If you live with someone who struggles with this, please read this section.

When you can clearly see a mess and your partner or family member cannot seem to do anything about it, the most natural human conclusion is that they do not care, or they are choosing not to, or they are waiting for you to do it instead. That conclusion feels logical. It is also, in most cases, wrong.

What you are likely watching is task paralysis, and it is not a choice. The person you love may be experiencing sensory overwhelm every time they walk into that room. They may be carrying so much shame that approaching the mess feels like approaching something dangerous. Their nervous system may be treating "do the dishes" as a threat-level demand, which sounds absurd, but that is what dysregulation does.

Expressing frustration or asking why it is still not done will not help. Adding shame to a shame spiral only tightens the spiral. What actually helps looks a lot like gentleness and smaller steps. Not because your standards do not matter, but because gentleness is the only thing that actually works here.

The Myth of Willpower

At some point, most of us were taught that the solution to not doing something is to want it more. To care harder. To decide to be different. But willpower is an executive function. It lives in the same part of the brain that the shame spiral is currently knocking offline. You cannot willpower your way out of a state that is actively degrading your willpower. Telling yourself to just push through it is like telling a car with a dead battery to try harder to start.

KC Davis, in her work on care tasks, uses the framing of "morally neutral" to talk about things like dishes and laundry. The state of your home is not a referendum on your worth as a person. That framing does not fix executive dysfunction, but it can loosen the shame just enough to create a little room to breathe. And room to breathe is where change actually starts.

How to Interrupt the Cycle

What I am about to offer are not tips. They are strategies for interrupting a neurological loop, and they work not because they require you to do more, but because they require you to do less than your brain is currently insisting is the minimum.

Name what is happening out loud, or on paper. "I am in a shame spiral about my house and my nervous system is treating it like a threat." Naming activates the part of your brain that can observe, and observation is the beginning of being outside the loop instead of inside it.

Shrink the entry point past the point where it feels ridiculous. Not "clean the kitchen." Pick up three things. Put them somewhere closer to where they belong. That is the whole task. The goal is to interrupt the freeze with one small act your nervous system can register as movement instead of threat.

Deal with sensory overwhelm before the mess. If walking into the room feels like static, open a window. Put on something to listen to. Change the lighting. Create one small sensory anchor that makes the space feel less hostile.

Let something structure the first step. Having an external structure — a timer, a prompt, a specific instruction — removes some of the load. You do not have to figure out what to do first. You just have to do what the structure says.

Release the requirement that you feel better first. Action — very small action — is usually what shifts the feeling, not the other way around.

You Are Not Failing. The System Is Failing You.

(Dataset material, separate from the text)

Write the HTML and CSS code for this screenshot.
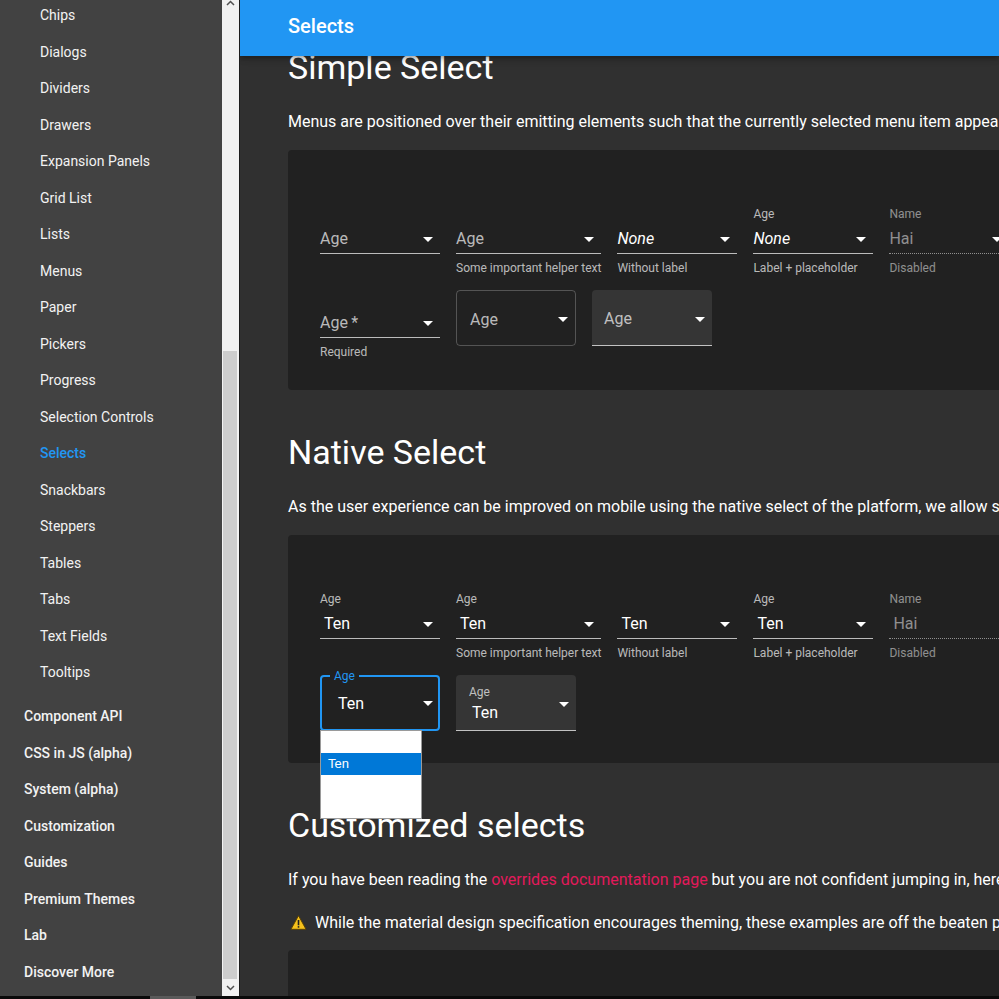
FILE: index.html
```html
<!DOCTYPE html>
<html lang="en">
<head>
<meta charset="utf-8">
<title>Selects</title>
<link rel="stylesheet" href="styles.css">
</head>
<body>
<div class="app">
  <div class="top">
    <nav class="sidebar">
      <div class="nav">
        <div class="nav-item sub">Chips</div>
        <div class="nav-item sub">Dialogs</div>
        <div class="nav-item sub">Dividers</div>
        <div class="nav-item sub">Drawers</div>
        <div class="nav-item sub">Expansion Panels</div>
        <div class="nav-item sub">Grid List</div>
        <div class="nav-item sub">Lists</div>
        <div class="nav-item sub">Menus</div>
        <div class="nav-item sub">Paper</div>
        <div class="nav-item sub">Pickers</div>
        <div class="nav-item sub">Progress</div>
        <div class="nav-item sub">Selection Controls</div>
        <div class="nav-item sub active">Selects</div>
        <div class="nav-item sub">Snackbars</div>
        <div class="nav-item sub">Steppers</div>
        <div class="nav-item sub">Tables</div>
        <div class="nav-item sub">Tabs</div>
        <div class="nav-item sub">Text Fields</div>
        <div class="nav-item sub">Tooltips</div>
        <div class="nav-gap"></div>
        <div class="nav-item topl">Component API</div>
        <div class="nav-item topl">CSS in JS (alpha)</div>
        <div class="nav-item topl">System (alpha)</div>
        <div class="nav-item topl">Customization</div>
        <div class="nav-item topl">Guides</div>
        <div class="nav-item topl">Premium Themes</div>
        <div class="nav-item topl">Lab</div>
        <div class="nav-item topl">Discover More</div>
      </div>
    </nav>
    <div class="scrollbar">
      <div class="sb-up"><svg width="9" height="6" viewBox="0 0 9 6"><path d="M1 5 L4.5 1.5 L8 5" fill="none" stroke="#505050" stroke-width="1.5"/></svg></div>
      <div class="sb-track"><div class="sb-thumb"></div></div>
      <div class="sb-down"><svg width="9" height="6" viewBox="0 0 9 6"><path d="M1 1 L4.5 4.5 L8 1" fill="none" stroke="#505050" stroke-width="1.5"/></svg></div>
    </div>
    <main class="main">
      <header class="appbar">Selects</header>
      <div class="content">
        <h2>Simple Select</h2>
        <p>Menus are positioned over their emitting elements such that the currently selected menu item appears on top of the emitting element.</p>
        <div class="paper">
          <div class="row">
            <div class="fc">
              <div class="lbl"></div>
              <div class="inp"><span class="val ph">Age</span><svg class="arrow" viewBox="0 0 24 24"><path d="M7 10l5 5 5-5z"/></svg></div>
            </div>
            <div class="fc">
              <div class="lbl"></div>
              <div class="inp"><span class="val ph">Age</span><svg class="arrow" viewBox="0 0 24 24"><path d="M7 10l5 5 5-5z"/></svg></div>
              <div class="helper">Some important helper text</div>
            </div>
            <div class="fc">
              <div class="lbl"></div>
              <div class="inp"><span class="val em">None</span><svg class="arrow" viewBox="0 0 24 24"><path d="M7 10l5 5 5-5z"/></svg></div>
              <div class="helper">Without label</div>
            </div>
            <div class="fc">
              <div class="lbl">Age</div>
              <div class="inp"><span class="val em">None</span><svg class="arrow" viewBox="0 0 24 24"><path d="M7 10l5 5 5-5z"/></svg></div>
              <div class="helper">Label + placeholder</div>
            </div>
            <div class="fc">
              <div class="lbl dis">Name</div>
              <div class="inp dotted"><span class="val dis">Hai</span><svg class="arrow" viewBox="0 0 24 24"><path d="M7 10l5 5 5-5z"/></svg></div>
              <div class="helper dis">Disabled</div>
            </div>
          </div>
          <div class="row">
            <div class="fc">
              <div class="lbl"></div>
              <div class="inp"><span class="val ph">Age&#8201;*</span><svg class="arrow" viewBox="0 0 24 24"><path d="M7 10l5 5 5-5z"/></svg></div>
              <div class="helper">Required</div>
            </div>
            <div class="fc">
              <div class="outlined"><span class="val ph">Age</span><svg class="arrow" viewBox="0 0 24 24"><path d="M7 10l5 5 5-5z"/></svg></div>
            </div>
            <div class="fc">
              <div class="filled"><span class="val ph">Age</span><svg class="arrow" viewBox="0 0 24 24"><path d="M7 10l5 5 5-5z"/></svg></div>
            </div>
          </div>
        </div>

        <h2>Native Select</h2>
        <p>As the user experience can be improved on mobile using the native select of the platform, we allow such pattern.</p>
        <div class="paper">
          <div class="row">
            <div class="fc">
              <div class="lbl">Age</div>
              <div class="inp"><span class="val nv">Ten</span><svg class="arrow" viewBox="0 0 24 24"><path d="M7 10l5 5 5-5z"/></svg></div>
            </div>
            <div class="fc">
              <div class="lbl">Age</div>
              <div class="inp"><span class="val nv">Ten</span><svg class="arrow" viewBox="0 0 24 24"><path d="M7 10l5 5 5-5z"/></svg></div>
              <div class="helper">Some important helper text</div>
            </div>
            <div class="fc">
              <div class="lbl"></div>
              <div class="inp"><span class="val nv">Ten</span><svg class="arrow" viewBox="0 0 24 24"><path d="M7 10l5 5 5-5z"/></svg></div>
              <div class="helper">Without label</div>
            </div>
            <div class="fc">
              <div class="lbl">Age</div>
              <div class="inp"><span class="val nv">Ten</span><svg class="arrow" viewBox="0 0 24 24"><path d="M7 10l5 5 5-5z"/></svg></div>
              <div class="helper">Label + placeholder</div>
            </div>
            <div class="fc">
              <div class="lbl dis">Name</div>
              <div class="inp dotted"><span class="val nv dis">Hai</span></div>
              <div class="helper dis">Disabled</div>
            </div>
          </div>
          <div class="row">
            <div class="fc">
              <div class="outlined focus"><span class="notch">Age</span><span class="val">Ten</span><svg class="arrow" viewBox="0 0 24 24"><path d="M7 10l5 5 5-5z"/></svg></div>
              <div class="popup">
                <div class="opt"></div>
                <div class="opt sel">Ten</div>
                <div class="opt">Twenty</div>
                <div class="opt">Thirty</div>
              </div>
            </div>
            <div class="fc">
              <div class="filled"><div class="fcol"><div class="flabel">Age</div><div class="fval">Ten</div></div><svg class="arrow" viewBox="0 0 24 24"><path d="M7 10l5 5 5-5z"/></svg></div>
            </div>
          </div>
        </div>

        <h2>Customized selects</h2>
        <p>If you have been reading the <span class="link">overrides documentation page</span> but you are not confident jumping in, here's an example of how you can change the main color of an Input.</p>
        <p class="note"><svg class="warn" viewBox="0 0 16 16"><path d="M8 1.6 L15.1 14.4 H0.9 Z" fill="#f6c21c" stroke="#5a4100" stroke-width="0.9" stroke-linejoin="round"/><rect x="7.25" y="5.6" width="1.5" height="5" fill="#222"/><rect x="7.25" y="11.4" width="1.5" height="1.5" fill="#222"/></svg>While the material design specification encourages theming, these examples are off the beaten path.</p>
        <div class="paper last"></div>
      </div>
    </main>
  </div>
  <div class="hbar"><div class="hthumb"></div></div>
</div>
</body>
</html>
```

FILE: styles.css
```css
html, body {
  margin: 0;
  height: 100%;
  overflow: hidden;
  background: #303030;
  font-family: Roboto, "Liberation Sans", Arial, sans-serif;
}

.app {
  display: flex;
  flex-direction: column;
  height: 999px;
}

.top {
  display: flex;
  flex: 1;
  min-height: 0;
}

/* Sidebar */
.sidebar {
  width: 222px;
  flex: none;
  background: #424242;
  overflow: hidden;
}

.nav {
  margin-top: -3px;
}

.nav-item {
  height: 36.5px;
  display: flex;
  align-items: center;
  font-size: 14px;
  color: #f2f2f2;
  white-space: nowrap;
}

.nav-item.sub {
  padding-left: 40px;
}

.nav-item.topl {
  padding-left: 24px;
  font-weight: 500;
}

.nav-item.active {
  color: #2196f3;
  font-weight: 500;
}

.nav-gap {
  height: 7.5px;
}

/* Fake scrollbar of the sidebar */
.scrollbar {
  width: 17px;
  flex: none;
  background: #f1f1f1;
  display: flex;
  flex-direction: column;
}

.sb-up {
  height: 8px;
  display: flex;
  justify-content: center;
  align-items: flex-start;
}

.sb-track {
  flex: 1;
}

.sb-thumb {
  margin: 343px 2px 0 1px;
  height: 628px;
  background: #cdcdcd;
}

.sb-down {
  height: 17px;
  display: flex;
  justify-content: center;
  align-items: center;
}

/* Main */
.main {
  flex: 1;
  position: relative;
  overflow: hidden;
  background: #303030;
  border-left: 1px solid #1c1c1c;
}

.appbar {
  position: absolute;
  top: 0;
  left: 0;
  right: 0;
  height: 56px;
  box-sizing: border-box;
  padding: 0 0 5px 48px;
  display: flex;
  align-items: center;
  background: #2196f3;
  color: #fff;
  font-size: 20px;
  font-weight: 500;
  z-index: 10;
  box-shadow: 0 2px 4px -1px rgba(0,0,0,.2), 0 4px 5px 0 rgba(0,0,0,.14), 0 1px 10px 0 rgba(0,0,0,.12);
}

.content {
  width: 1300px;
  padding: 5px 48px 0;
  color: #fff;
}

h2 {
  margin: 40px 0 21px;
  font-size: 34px;
  font-weight: 400;
  line-height: 44px;
  white-space: nowrap;
}

p {
  margin: 0 0 16px;
  font-size: 16px;
  line-height: 24px;
  white-space: nowrap;
}

p.note {
  padding-top: 3px;
  margin-bottom: 15px;
}

.link {
  color: #e3195b;
}

.warn {
  width: 17px;
  height: 17px;
  vertical-align: -3px;
  margin: 0 8px 0 2px;
}

.paper {
  background: #212121;
  border-radius: 4px;
  padding: 48px 24px 24px;
}

.paper.last {
  height: 200px;
}

.row {
  display: flex;
  align-items: flex-start;
}

/* Form controls */
.fc {
  margin: 8px;
  min-width: 120px;
  display: flex;
  flex-direction: column;
  position: relative;
}

.lbl {
  height: 16px;
  font-size: 12px;
  line-height: 16px;
  color: rgba(255,255,255,.7);
}

.inp {
  height: 32px;
  box-sizing: border-box;
  padding-top: 2px;
  border-bottom: 1px solid rgba(255,255,255,.7);
  display: flex;
  align-items: center;
  font-size: 16px;
}

.inp.dotted {
  border-bottom: 1px dotted rgba(255,255,255,.5);
}

.val {
  flex: 1;
  white-space: nowrap;
  font-size: 16px;
  color: #fff;
}

.ph {
  color: rgba(255,255,255,.7);
}

.em {
  font-style: italic;
  color: #fff;
}

.nv {
  padding-left: 4px;
}

.dis,
.val.dis,
.lbl.dis,
.helper.dis {
  color: rgba(255,255,255,.5);
}

.helper {
  margin-top: 8px;
  font-size: 12px;
  line-height: 12px;
  color: rgba(255,255,255,.7);
  white-space: nowrap;
}

.arrow {
  width: 24px;
  height: 24px;
  flex: none;
  fill: #fff;
}

.outlined {
  height: 56px;
  box-sizing: border-box;
  border: 1px solid rgba(255,255,255,.23);
  border-radius: 4px;
  display: flex;
  align-items: center;
  padding: 2px 0 0 13px;
}

.outlined.focus {
  position: relative;
  border: 2px solid #2196f3;
  padding: 0 0 0 16px;
}

.outlined.focus .arrow {
  margin-right: -2px;
}

.notch {
  position: absolute;
  top: -8px;
  left: 8px;
  padding: 0 4px;
  background: #212121;
  color: #2196f3;
  font-size: 12px;
  line-height: 14px;
}

.filled {
  height: 56px;
  box-sizing: border-box;
  background: rgba(255,255,255,.09);
  border-radius: 4px 4px 0 0;
  border-bottom: 1px solid rgba(255,255,255,.7);
  display: flex;
  align-items: center;
  padding: 2px 0 0 12px;
}

.fcol {
  flex: 1;
}

.flabel {
  font-size: 12px;
  line-height: 14px;
  padding-left: 1px;
  color: rgba(255,255,255,.7);
}

.fval {
  margin-top: 4px;
  font-size: 16px;
  line-height: 19px;
  padding-left: 4px;
  color: #fff;
}

/* Native dropdown list */
.popup {
  position: absolute;
  top: calc(100% - 1px);
  left: 0;
  width: 102px;
  box-sizing: border-box;
  background: #fff;
  border: 1px solid #9a9a9a;
  z-index: 5;
}

.opt {
  height: 22px;
  line-height: 22px;
  padding-left: 7px;
  font-family: "Liberation Sans", Arial, sans-serif;
  font-size: 13px;
  color: #fff;
}

.opt:last-child {
  height: 21px;
}

.opt.sel {
  background: #0078d7;
}

/* Bottom strip */
.hbar {
  height: 3px;
  flex: none;
  background: #0a0a0a;
  display: flex;
}

.hthumb {
  margin-left: 150px;
  width: 46px;
  background: #5a5a5a;
}
```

Most of the frameworks we were handed for managing a home were built for brains that do not have ADHD. When those frameworks do not work for you, the message you usually receive is that you are the problem. You are not the problem.

Your brain is not broken. It is running a different operating system, and it needs different tools. It needs entry points that are genuinely small. It needs structure that does not demand you figure out the whole sequence before you start. It needs the shame taken out of the equation, because shame is not a motivator for executive dysfunction — it is an accelerant.

You can interrupt this cycle. Not by pushing harder. Not by caring more. By finding a smaller door in.